Public Goods Working Group (PGWG)
The PGWG allocates funds to projects that benefit the broader Ethereum ecosystem, not just ENS directly. Past grants have supported open-source tooling, educational platforms, and research initiatives. The group evaluates proposals based on impact potential and alignment with Ethereum’s public goods ethos, distributing roughly 15% of the DAO budget per quarter.
Governance and Proposal Lifecycle
Working groups do not operate in isolation. All significant decisions require a formal proposal process that begins with community discussion on the ENS governance forum. The lifecycle follows these steps:
- Temperature Check: A preliminary discussion thread gauges community sentiment. If the idea gains enough traction, it moves to formal drafting.
- Proposal Drafting: The proposer writes a detailed specification, including budget, timeline, and success metrics. Working group stewards review it for feasibility.
- Snapshot Vote: A non-binding vote using ENS tokens determines whether the proposal has enough support to proceed. A simple majority with at least 100,000 token votes is required.
- Executive Vote: The final on-chain vote executes the proposal, with parameters like fund transfers or smart contract changes. This requires a larger quorum (typically 1 million tokens) and a 72-hour voting period.
- Implementation: The relevant working group assigns resources and tracks progress. Milestones are reported back to the DAO monthly.
For example, a proposal to change the registration fee structure would need approval from both the TWG (for technical feasibility) and the EWG (for market impact). This cross-group review prevents unilateral changes that could destabilize the ecosystem.

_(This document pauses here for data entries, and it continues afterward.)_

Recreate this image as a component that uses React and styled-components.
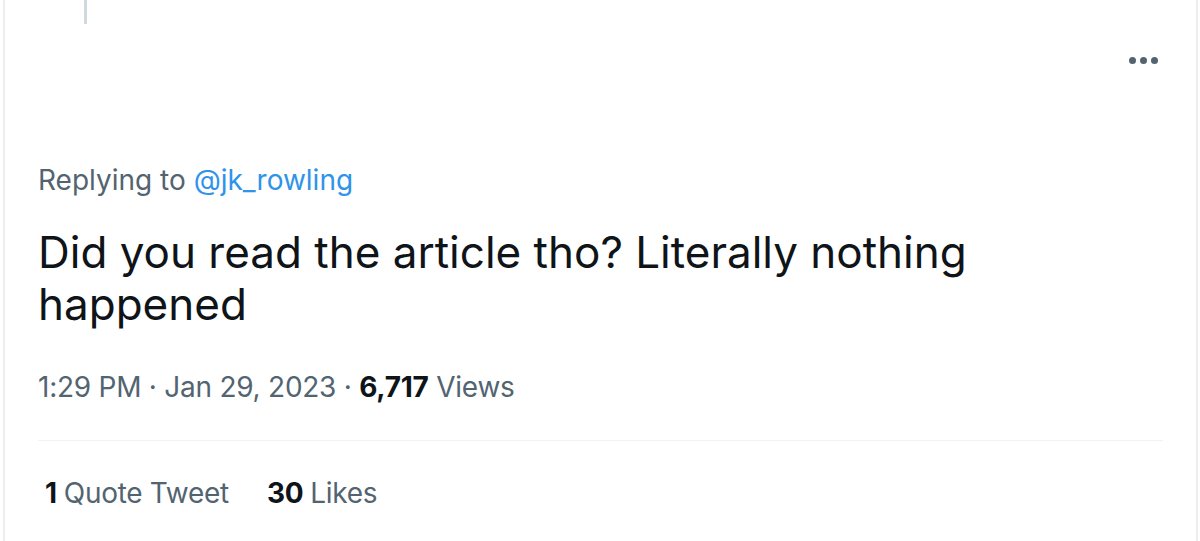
import React from "react";
import styled, { createGlobalStyle } from "styled-components";

const Global = createGlobalStyle`
  html, body { margin: 0; padding: 0; background: #fff; }
  body { font-family: Inter, "Noto Sans", sans-serif; -webkit-font-smoothing: antialiased; }
`;

const Frame = styled.div`
  position: relative;
  height: 541px;
  box-sizing: border-box;
  border-left: 2px solid #eceeef;
  border-right: 2px solid #eceeef;
  margin-left: 3px;
  width: 1195px;
  overflow: hidden;
`;

const ThreadLine = styled.div`
  position: absolute;
  left: 79px;
  top: 0;
  width: 3px;
  height: 24px;
  background: #cfd9de;
`;

const Content = styled.div`
  display: flex;
  flex-direction: column;
  padding: 0 34px 0 33px;
`;

const TopRow = styled.div`
  display: flex;
  justify-content: flex-end;
  padding-top: 52px;
  padding-right: 4px;
  height: 16px;
`;

const MoreBtn = styled.div`
  display: flex;
  gap: 4px;
  align-items: center;
`;

const Dot = styled.span`
  width: 7px;
  height: 7px;
  border-radius: 50%;
  background: #536471;
`;

const Replying = styled.div`
  margin-top: 95px;
  font-size: 28px;
  line-height: 34px;
  color: #536471;
`;

const Handle = styled.span`
  color: #2f93ea;
`;

const Body = styled.div`
  margin-top: 29px;
  font-size: 44px;
  line-height: 52px;
  color: #0f1419;
  width: 1000px;
`;

const Meta = styled.div`
  margin-top: 40px;
  font-size: 28px;
  line-height: 34px;
  color: #536471;
  letter-spacing: -0.25px;
`;

const Strong = styled.span`
  font-weight: 700;
  color: #0f1419;
`;

const Divider = styled.div`
  margin-top: 36px;
  height: 1px;
  background: #eff3f4;
  width: 1125px;
`;

const Stats = styled.div`
  display: flex;
  gap: 38px;
  margin-top: 35px;
  padding-left: 7px;
  font-size: 28px;
  line-height: 34px;
  color: #536471;
  letter-spacing: -0.3px;
`;

const Stat = styled.div`
  display: flex;
  gap: 7px;
`;

export default function App() {
  return (
    <>
      <Global />
      <Frame>
        <ThreadLine />
        <Content>
          <TopRow>
            <MoreBtn>
              <Dot /><Dot /><Dot />
            </MoreBtn>
          </TopRow>
          <Replying>
            Replying to <Handle>@jk_rowling</Handle>
          </Replying>
          <Body>Did you read the article tho? Literally nothing happened</Body>
          <Meta>
            1:29 PM · Jan 29, 2023 · <Strong>6,717</Strong> Views
          </Meta>
          <Divider />
          <Stats>
            <Stat><Strong>1</Strong><span>Quote Tweet</span></Stat>
            <Stat><Strong>30</Strong><span>Likes</span></Stat>
          </Stats>
        </Content>
      </Frame>
    </>
  );
}
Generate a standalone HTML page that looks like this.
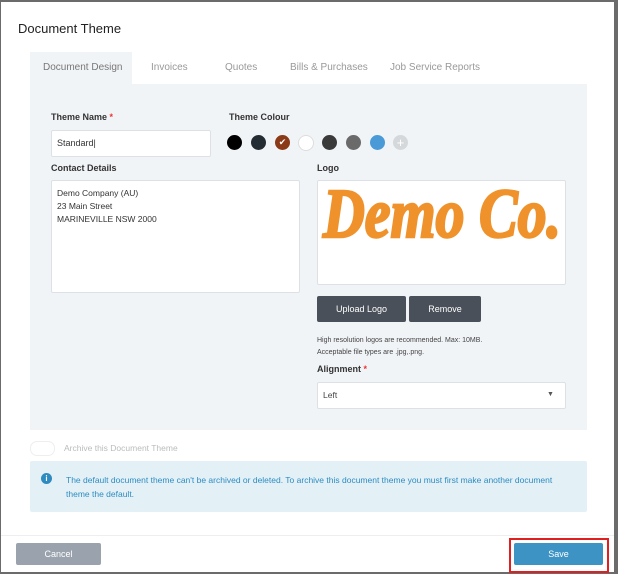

Funding and Budget Allocation
ENS working groups receive budgets through quarterly DAO votes. The total treasury, currently valued at approximately $20 million in ETH and stablecoins, is divided among groups based on historical performance and projected needs. The current allocation breakdown is as follows:
- Technical Working Group: 35% of treasury funds
- Ecosystem Working Group: 30%
- Public Goods Working Group: 20%
- Meta-Governance Working Group: 10%
- Emergency Reserve: 5%
Each group must submit a spending proposal for the next quarter, detailing line items such as developer salaries, auditor fees, marketing campaigns, and travel expenses. For instance, the TWG might request 50 ETH for a security audit of a new contract, while the EWG might allocate 10,000 USDC for a targeted marketing campaign in Southeast Asia. These proposals are publicly viewable on the ENS governance dashboard and subject to veto by token holders if they exceed certain thresholds.
One key process is the Ens Domain Auction Bidding mechanism, which historically allocated premium domain names. While the current system uses a flat fee structure, the working groups periodically reassess auction models to balance speculator activity against genuine user access. The TWG monitors secondary market data to recommend adjustments, while the EWG tests alternative pricing strategies in select regions.
Decision-Making by the Numbers
Working groups use concrete metrics to evaluate performance and justify resource allocation. Key indicators include:
| Metric | Target | Measurement Frequency |
|---|---|---|
| Active .eth domains | 3 million+ | Monthly |
| Integration count (dApps, wallets) | 500+ | Quarterly |
| Proposal turnaround time | <30 days | Per proposal |
| Budget utilization rate | 80-100% | Quarterly |
| Community satisfaction score | >4.0/5.0 | Semi-annual survey |
If a group consistently underperforms, the DAO may reduce its budget or replace its stewards during annual elections. For example, if the EWG fails to increase integrations by at least 10% over two quarters, the Meta-Governance Group can trigger a special vote to reallocate funds. This accountability loop ensures that working groups remain efficient and aligned with community priorities.
Challenges and Tradeoffs in Working Group Operations
Despite their structured design, ENS working groups face several recurring challenges:
- Coordination Overhead: Cross-group collaboration requires regular sync meetings and shared documentation, which can slow down decision-making. The TWG and EWG often disagree on prioritization—e.g., whether to optimize for security (slower releases) or user adoption (faster integrations).
- Token Holder Apathy: Low voter turnout in governance votes can give disproportionate influence to large holders. The MGWG has experimented with delegated voting and quadratic voting to mitigate this, but participation remains below 20% on average.
- Budget Allocation Debates: Tensions arise when one group’s proposal is perceived as too aggressive. For instance, a large TWG budget request might be seen as prioritizing infrastructure over ecosystem growth, leading to contentious Snapshot votes.
- Regulatory Uncertainty: ENS’s global user base means working groups must navigate differing legal landscapes. The PGWG recently faced challenges funding a project in a jurisdiction with ambiguous crypto regulations, requiring legal review and delayed payouts.
To address these, working groups employ rotating leadership, transparent reporting, and periodic retrospectives. For example, the TWG publishes a monthly technical report with audit results and vulnerability disclosures, while the EWG shares quarterly partnership progress via the ENS blog. These practices build trust and allow the community to course-correct proactively.
Conclusion
ENS working groups represent a sophisticated attempt to balance decentralized governance with operational efficiency. By dividing responsibilities into specialized teams with clear charters, budgets, and metrics, the ENS DAO can scale its operations while maintaining community oversight. However, the system’s success depends on active participation, transparent reporting, and a willingness to iterate on processes. As ENS continues to grow—currently managing over 2.8 million .eth domains—the working group model will likely evolve, incorporating lessons learned from both successes and failures. For developers, investors, and community members, understanding these mechanisms is essential for contributing meaningfully to the ecosystem and leveraging ENS’s full potential.